By Duncan Dodson
“The only reason I got into the program I wanted to was because I was a pretty good low brass player—I’m actually sure of it!”
Stephen Nowicki, Dean and Vice Provost of Undergraduate Education, chuckles as he recounts his journey from early scientific beginnings to his most recent research. As part of Duke BioCoRE program, prominent Duke Scientists are asked to answer the question, “Why am I a scientist?”
Nowicki started his answer to that question on January 23 with a picture of a dissected—well more like massacred—frog, commenting that he never thought he liked science because of his high school science courses that were not well-taught.

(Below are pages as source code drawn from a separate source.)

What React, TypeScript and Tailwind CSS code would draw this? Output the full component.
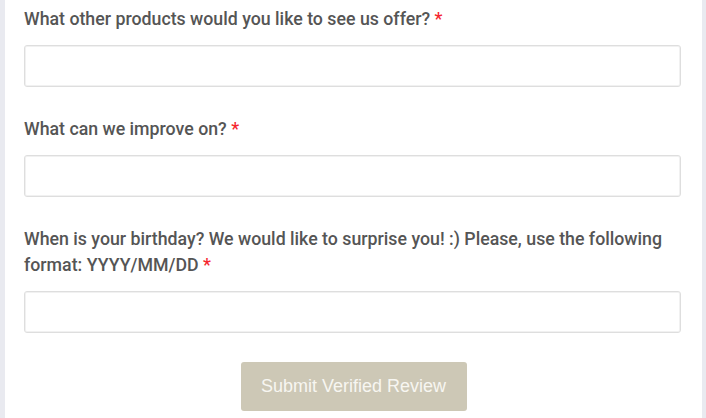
import { useState } from 'react'

type Field = { id: string; label: string }

const fields: Field[] = [
  { id: 'products', label: 'What other products would you like to see us offer?' },
  { id: 'improve', label: 'What can we improve on?' },
  {
    id: 'birthday',
    label: 'When is your birthday? We would like to surprise you! :) Please, use the following format: YYYY/MM/DD',
  },
]

export default function App() {
  const [values, setValues] = useState<Record<string, string>>({})

  return (
    <div className="flex h-[418px] w-[706px] overflow-hidden bg-white">
      <div className="w-[5px] shrink-0 bg-[#e9eaf0]" />
      <form
        className="flex flex-1 flex-col pt-[6px] pr-[21px] pl-[19px] font-['Roboto',sans-serif]"
        onSubmit={(e) => e.preventDefault()}
      >
        {fields.map((f) => (
          <div key={f.id} className="mb-[29px]">
            <label htmlFor={f.id} className="block text-[17.75px] leading-[26px] font-medium text-[#555]">
              {f.label} <span className="text-[#f5262e]">*</span>
            </label>
            <input
              id={f.id}
              value={values[f.id] || ''}
              onChange={(e) => setValues({ ...values, [f.id]: e.target.value })}
              className="mt-[13px] block h-[42px] w-full rounded-[3px] border border-[#dedede] bg-white px-3 shadow-[inset_0_0_0_1px_#f1f1f1] outline-none"
            />
          </div>
        ))}
        <div className="flex justify-center pl-[2px]">
          <button
            type="submit"
            className="h-[49px] w-[226px] rounded-[3px] bg-[#cdc8b6] font-['Liberation_Sans',Arial,sans-serif] text-[18px] text-[#f7f6f1]"
          >
            Submit Verified Review
          </button>
        </div>
      </form>
      <div className="w-[4px] shrink-0 bg-[#e9eaf0]" />
    </div>
  )
}
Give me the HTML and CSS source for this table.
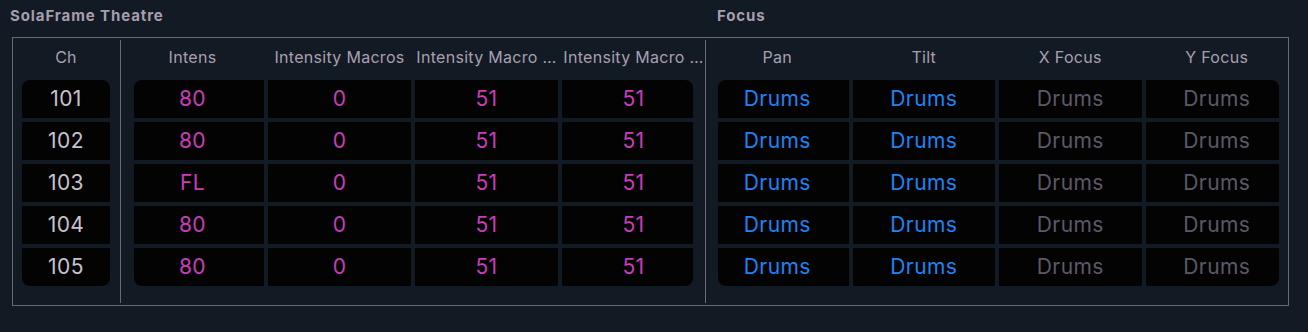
FILE: index.html
```html
<!DOCTYPE html>
<html lang="en">
<head>
    <meta charset="UTF-8">
    <meta name="viewport" content="width=device-width, initial-scale=1.0">
    <title>SolaFrame Theatre</title>
    <link rel="stylesheet" href="styles.css">
</head>
<body>
    <div class="group-titles">
        <div class="group-title fixture">SolaFrame Theatre</div>
        <div class="group-title">Focus</div>
    </div>

    <div class="sheet">
        <!-- channel numbers -->
        <div class="column ch-col">
            <div class="col-head">Ch</div>
            <div class="cells ch-cells">
                <div class="cell">101</div>
                <div class="cell">102</div>
                <div class="cell">103</div>
                <div class="cell">104</div>
                <div class="cell">105</div>
            </div>
        </div>

        <div class="divider"></div>

        <!-- intensity parameters -->
        <div class="column param-col intens-col">
            <div class="head-row">
                <div class="col-head">Intens</div>
                <div class="col-head">Intensity Macros</div>
                <div class="col-head">Intensity Macro …</div>
                <div class="col-head">Intensity Macro …</div>
            </div>
            <div class="cells param-cells intens">
                <div class="cell">80</div><div class="cell">0</div><div class="cell">51</div><div class="cell">51</div>
                <div class="cell">80</div><div class="cell">0</div><div class="cell">51</div><div class="cell">51</div>
                <div class="cell">FL</div><div class="cell">0</div><div class="cell">51</div><div class="cell">51</div>
                <div class="cell">80</div><div class="cell">0</div><div class="cell">51</div><div class="cell">51</div>
                <div class="cell">80</div><div class="cell">0</div><div class="cell">51</div><div class="cell">51</div>
            </div>
        </div>

        <div class="divider"></div>

        <!-- focus parameters -->
        <div class="column param-col focus-col">
            <div class="head-row">
                <div class="col-head">Pan</div>
                <div class="col-head">Tilt</div>
                <div class="col-head">X Focus</div>
                <div class="col-head">Y Focus</div>
            </div>
            <div class="cells param-cells focus">
                <div class="cell">Drums</div><div class="cell">Drums</div><div class="cell dim">Drums</div><div class="cell dim">Drums</div>
                <div class="cell">Drums</div><div class="cell">Drums</div><div class="cell dim">Drums</div><div class="cell dim">Drums</div>
                <div class="cell">Drums</div><div class="cell">Drums</div><div class="cell dim">Drums</div><div class="cell dim">Drums</div>
                <div class="cell">Drums</div><div class="cell">Drums</div><div class="cell dim">Drums</div><div class="cell dim">Drums</div>
                <div class="cell">Drums</div><div class="cell">Drums</div><div class="cell dim">Drums</div><div class="cell dim">Drums</div>
            </div>
        </div>
    </div>
</body>
</html>
```

FILE: styles.css
```css
* {
    margin: 0;
    padding: 0;
    box-sizing: border-box;
}
body {
    background: #121a23;
    font-family: Inter, "Noto Sans", sans-serif;
    color: #a8a0b0;
}

/* group labels above the sheet */
.group-titles {
    display: flex;
    height: 37px;
    padding: 6px 0 0 10px;
}
.group-title {
    font-size: 15px;
    font-weight: 700;
    letter-spacing: 0.9px;
    color: #a69eae;
    line-height: 20px;
}
.group-title.fixture {
    width: 707px;
}

.sheet {
    display: flex;
    width: 1277px;
    margin-left: 12px;
    border: 1px solid #6d6678;
}
.divider {
    width: 1px;
    margin: 2px 0;
    background: #6d6678;
}
.column {
    padding-bottom: 19px;
}
.col-head {
    height: 38px;
    line-height: 38px;
    margin-bottom: 4px;
    font-size: 16px;
    letter-spacing: 0.3px;
    text-align: center;
    white-space: nowrap;
    overflow: hidden;
}

.ch-col {
    width: 107px;
    padding-left: 9px;
    padding-right: 10px;
}
.intens-col {
    width: 584px;
}
.focus-col {
    flex: 1;
}
.head-row {
    display: grid;
    grid-template-columns: repeat(4, 1fr);
    column-gap: 4px;
}

/* value cells: black blocks, gaps show the page colour */
.cells {
    display: grid;
    grid-auto-rows: 38px;
    row-gap: 4px;
}
.ch-cells {
    border-radius: 8px;
    overflow: hidden;
}
.param-cells {
    grid-template-columns: repeat(4, 1fr);
    column-gap: 4px;
}
.intens {
    clip-path: inset(0 12px 0 13px round 8px);
}
.focus {
    clip-path: inset(0 9px 0 12px round 8px);
}
.cell {
    background: #030303;
    text-align: center;
    line-height: 38px;
    font-size: 21px;
    letter-spacing: 0.4px;
    color: #c8c2cc;
}
.intens .cell {
    color: #c73dba;
}
.focus .cell {
    color: #1d84f6;
}
.focus .cell.dim {
    color: #5d5868;
}
```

“All I remember from that course was dissecting a frog, and not knowing what I was supposed to get out of it.” This led him to pursue a music major at Tufts University. It was Tufts’ equivalent of Duke’s Trinity requirements in a natural science field that led to an ironic turn of events—quickly picking up a biology double major.
“I had some friends that said ‘Oh you should take this biology course,’ and I did and it changed my life, because it was really well taught,” he said. From there, his mentor at Tufts reached out to a colleague, the head of a competitive graduate neurobiology program at Cornell, Tom Eisner. Eisner mentioned to Nowicki that he was looking to start an amateur orchestra at Cornell; Nowicki responded that he could play lower brass, sparking Eisner’s interest, and ultimately, according to Nowicki, his acceptance into the program.
Flash forward about 30 years. Nowicki has an impressive career in the field of neurobiology. His most recent publication challenges the neurological methods in which swamp sparrows process the subtle differences of phonemes, the smallest derivatives of vocal communication, in other birds’ songs.
Nowicki spent a majority of his talk relating entertaining anecdotes about his work with “Robobird,” a titanium swamp sparrow used to test these theories.
He repeatedly stressed the importance of curiosity, which led him to discover subjects he was passionate about. He discussed the process of instilling the same kind of curiosity in three undergraduate engineers through the two-and-a-half year research project. “[The first year engineers] didn’t have a clue, but they were not deterred. When they started to understand the problem they just kept digging in and digging in.”
When asked why he is a scientist, Nowicki responded, “I was lucky to run into mentors who revealed me to aspects of science that interested me, and I wasn’t afraid to fail.”